To put it simply, the ‘training’ courses and all the rest were, in many people’s eyes, worthless.
Then there was this: A4e Fraud.
On Thursday, the website Ipswich Unemployment Action provided a link to an internal A4e document (pdf), that appeared to indicate poor performance on behalf of the embattled welfare-to work company, which has won more than £200million in contracts with the department of work and pensions.
A4e boss Emma Harrison paid herself £8.6m last year. Nothing unusual for a top banker perhaps. But her company is funded by the government to find jobs for unemployed people. And it’s being investigated for fraud
The article contains this paragraph,
Just lately, you may have seen some of the slightly more negative coverage of Harrison and the company she founded in Sheffield, 21 years ago: A4e (it means “Action For Employment”), who were decisively glued into the heart of the welfare state by New Labour, and have seen their importance increase thanks to the coalition. They specialise in that very modern practice known as “welfare to work”, and their only income in the UK comes from public contracts. The company’s promotional blurb characterises what it does as the simple business of “improving people’s lives”.
And there was this,
When New Labour was in power, A4e forged close links to its ministers. One of A4e’s consultants is David Blunkett, the former work and pensions secretary who advocated private involvement in welfare reform.
Mr Blunkett declares on the register of MPs’ interests that he is paid up to £30,000 a year by A4e.
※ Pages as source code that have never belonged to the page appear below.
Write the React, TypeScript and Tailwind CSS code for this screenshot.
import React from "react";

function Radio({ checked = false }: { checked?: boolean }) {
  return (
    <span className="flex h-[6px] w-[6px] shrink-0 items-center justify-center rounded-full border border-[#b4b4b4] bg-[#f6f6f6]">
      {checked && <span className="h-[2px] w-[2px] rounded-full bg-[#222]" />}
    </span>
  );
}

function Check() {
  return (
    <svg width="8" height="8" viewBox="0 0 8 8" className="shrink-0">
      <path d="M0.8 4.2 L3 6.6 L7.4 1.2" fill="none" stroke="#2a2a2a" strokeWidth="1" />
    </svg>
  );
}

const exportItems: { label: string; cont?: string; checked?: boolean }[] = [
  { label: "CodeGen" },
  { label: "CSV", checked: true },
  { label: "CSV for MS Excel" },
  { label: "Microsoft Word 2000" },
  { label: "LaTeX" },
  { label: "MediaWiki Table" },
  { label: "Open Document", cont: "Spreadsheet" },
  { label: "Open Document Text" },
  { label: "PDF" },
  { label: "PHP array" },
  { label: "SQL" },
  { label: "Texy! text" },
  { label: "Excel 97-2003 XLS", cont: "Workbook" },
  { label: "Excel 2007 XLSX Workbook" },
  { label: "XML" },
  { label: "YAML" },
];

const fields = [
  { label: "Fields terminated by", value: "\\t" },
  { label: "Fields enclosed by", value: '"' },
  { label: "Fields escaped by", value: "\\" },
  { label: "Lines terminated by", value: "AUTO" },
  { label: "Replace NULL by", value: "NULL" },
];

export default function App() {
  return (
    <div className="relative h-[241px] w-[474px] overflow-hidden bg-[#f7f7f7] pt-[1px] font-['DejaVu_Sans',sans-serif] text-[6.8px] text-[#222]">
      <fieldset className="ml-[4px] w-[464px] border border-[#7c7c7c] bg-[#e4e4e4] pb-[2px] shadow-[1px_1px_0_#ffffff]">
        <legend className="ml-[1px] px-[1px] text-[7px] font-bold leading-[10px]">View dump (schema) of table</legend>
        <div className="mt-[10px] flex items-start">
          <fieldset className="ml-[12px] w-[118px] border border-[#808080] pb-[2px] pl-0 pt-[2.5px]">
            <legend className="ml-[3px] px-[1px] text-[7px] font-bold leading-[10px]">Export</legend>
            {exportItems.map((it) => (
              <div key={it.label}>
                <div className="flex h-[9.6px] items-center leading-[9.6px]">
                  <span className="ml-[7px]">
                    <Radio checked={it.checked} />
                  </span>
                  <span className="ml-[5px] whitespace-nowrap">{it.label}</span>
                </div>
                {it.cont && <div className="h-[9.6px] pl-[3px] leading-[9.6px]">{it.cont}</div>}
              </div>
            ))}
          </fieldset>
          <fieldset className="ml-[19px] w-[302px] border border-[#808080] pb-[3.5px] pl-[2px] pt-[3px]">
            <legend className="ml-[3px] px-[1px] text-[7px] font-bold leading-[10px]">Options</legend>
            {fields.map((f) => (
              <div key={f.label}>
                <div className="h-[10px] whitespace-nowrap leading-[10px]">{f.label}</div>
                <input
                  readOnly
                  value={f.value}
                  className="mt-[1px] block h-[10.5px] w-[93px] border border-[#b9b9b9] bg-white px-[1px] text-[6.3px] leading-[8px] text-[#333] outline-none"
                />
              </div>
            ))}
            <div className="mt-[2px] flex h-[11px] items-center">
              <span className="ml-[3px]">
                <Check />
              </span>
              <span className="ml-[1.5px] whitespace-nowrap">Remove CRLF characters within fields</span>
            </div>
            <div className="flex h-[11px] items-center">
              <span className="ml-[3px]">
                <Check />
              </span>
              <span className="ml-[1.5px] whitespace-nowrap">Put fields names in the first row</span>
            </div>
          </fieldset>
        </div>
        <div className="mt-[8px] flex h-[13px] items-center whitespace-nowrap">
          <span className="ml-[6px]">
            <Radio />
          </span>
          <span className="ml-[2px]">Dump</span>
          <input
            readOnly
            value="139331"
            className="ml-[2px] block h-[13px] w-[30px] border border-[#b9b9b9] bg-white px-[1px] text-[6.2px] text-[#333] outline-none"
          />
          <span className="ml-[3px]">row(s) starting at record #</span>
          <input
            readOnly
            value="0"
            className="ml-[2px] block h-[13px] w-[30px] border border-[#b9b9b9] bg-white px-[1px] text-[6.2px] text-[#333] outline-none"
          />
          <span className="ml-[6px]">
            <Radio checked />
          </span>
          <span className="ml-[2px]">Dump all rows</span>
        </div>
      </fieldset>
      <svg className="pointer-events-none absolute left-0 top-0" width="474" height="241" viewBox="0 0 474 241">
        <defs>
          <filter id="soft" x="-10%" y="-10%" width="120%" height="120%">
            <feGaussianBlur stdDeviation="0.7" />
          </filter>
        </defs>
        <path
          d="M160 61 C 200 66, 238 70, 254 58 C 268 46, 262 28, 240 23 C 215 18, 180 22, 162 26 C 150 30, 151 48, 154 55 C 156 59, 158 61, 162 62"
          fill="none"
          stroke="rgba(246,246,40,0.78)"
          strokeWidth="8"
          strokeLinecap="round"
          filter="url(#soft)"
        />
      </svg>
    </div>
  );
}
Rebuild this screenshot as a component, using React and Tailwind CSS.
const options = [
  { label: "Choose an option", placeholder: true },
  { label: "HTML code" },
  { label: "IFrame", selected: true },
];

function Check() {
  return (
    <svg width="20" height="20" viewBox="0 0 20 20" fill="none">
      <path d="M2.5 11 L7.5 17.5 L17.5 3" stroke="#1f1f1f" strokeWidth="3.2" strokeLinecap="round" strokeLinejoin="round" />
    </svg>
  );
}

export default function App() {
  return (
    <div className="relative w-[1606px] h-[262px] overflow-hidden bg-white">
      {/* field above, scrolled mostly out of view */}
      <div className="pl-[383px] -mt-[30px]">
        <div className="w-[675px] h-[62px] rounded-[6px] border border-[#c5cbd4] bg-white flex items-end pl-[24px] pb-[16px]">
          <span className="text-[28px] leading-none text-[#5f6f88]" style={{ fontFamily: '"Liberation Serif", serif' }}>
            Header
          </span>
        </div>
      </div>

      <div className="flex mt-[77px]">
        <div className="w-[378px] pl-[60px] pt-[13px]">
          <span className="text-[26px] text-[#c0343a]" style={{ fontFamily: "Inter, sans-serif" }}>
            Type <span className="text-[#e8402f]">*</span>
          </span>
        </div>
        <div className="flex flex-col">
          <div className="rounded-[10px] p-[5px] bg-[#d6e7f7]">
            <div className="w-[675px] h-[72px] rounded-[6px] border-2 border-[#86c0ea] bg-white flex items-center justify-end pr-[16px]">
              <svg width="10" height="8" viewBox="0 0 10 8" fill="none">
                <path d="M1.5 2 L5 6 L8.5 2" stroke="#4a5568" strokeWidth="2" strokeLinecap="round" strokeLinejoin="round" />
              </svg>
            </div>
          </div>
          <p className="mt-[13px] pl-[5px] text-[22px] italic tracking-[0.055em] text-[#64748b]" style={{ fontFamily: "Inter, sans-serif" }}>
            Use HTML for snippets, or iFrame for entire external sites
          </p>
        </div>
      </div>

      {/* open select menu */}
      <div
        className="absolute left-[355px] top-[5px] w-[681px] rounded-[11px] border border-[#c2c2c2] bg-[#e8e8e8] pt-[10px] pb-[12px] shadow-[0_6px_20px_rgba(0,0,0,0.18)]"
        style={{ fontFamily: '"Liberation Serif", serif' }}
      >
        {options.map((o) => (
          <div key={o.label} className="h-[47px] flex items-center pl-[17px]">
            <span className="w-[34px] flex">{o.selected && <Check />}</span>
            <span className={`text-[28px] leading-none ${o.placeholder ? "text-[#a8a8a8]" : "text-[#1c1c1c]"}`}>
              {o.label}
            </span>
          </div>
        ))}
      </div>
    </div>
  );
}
There is no suggestion of impropriety by Mr Blunkett, but he may be embarrassed by the probe.
It is the widespread view amongst activists that New Labour paved the way for the present punitive social security system, the shambles of Workfare (now being abandoned) and full-flown sanction-regime, not to mention the blatant profiteering by private companies now running substantial sections of the welfare state.
A root and branch challenge to this legacy is needed.